Clive DuCros’s all-wooden flying Spitfire prototype reproduction photographed at his Swindon workshop in early 1987. The 7yr project is now almost finished.
Charles Church’s two-seat Supermarine Spitfire Tr.9 at his Hampshire base on August 1, 1987. Its first post-restoration flight took place on July 25.
Another Spitfire Tr.9, this time one of three attending Oshkosh in August 1987. The owner of TE308 is Bill Greenwood, of Aspen, Colorado.

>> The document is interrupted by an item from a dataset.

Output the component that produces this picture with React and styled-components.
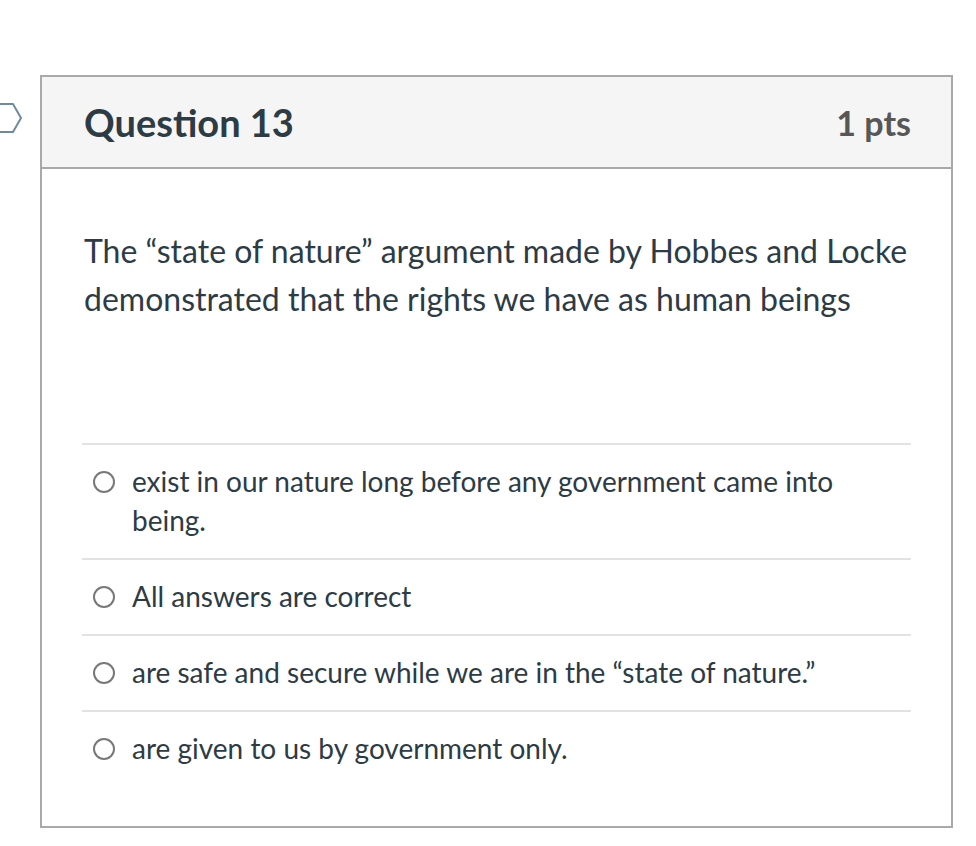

The Science Museum’s Handley Page H.P.39 Gugnunc G-AACN, seen at Wroughton’s Air-Britain Fly-in on June 27-28, 1987, is approaching the end of a thorough restoration. Its Armstrong Siddeley Mongoose five-cylinder radial was restored in the museum's workshops, its oak-stained (not black) fuselage by Stan Wichall and its cream-painted wings by Skysport Engineering.
Macchi Veltro MM92215 is back on its wheels after a severe taxying accident last year - but it is unlikely ever to fly again.
Short Solent N9946F Halcyon floating majestically across San Francisco Bay - without getting its feet wet - on August 12, 1987
R. John Parkhouse’s newly-completed D.H.60GM Moth G-AAMX at Woburn on the weekend of August 15-16, 1987.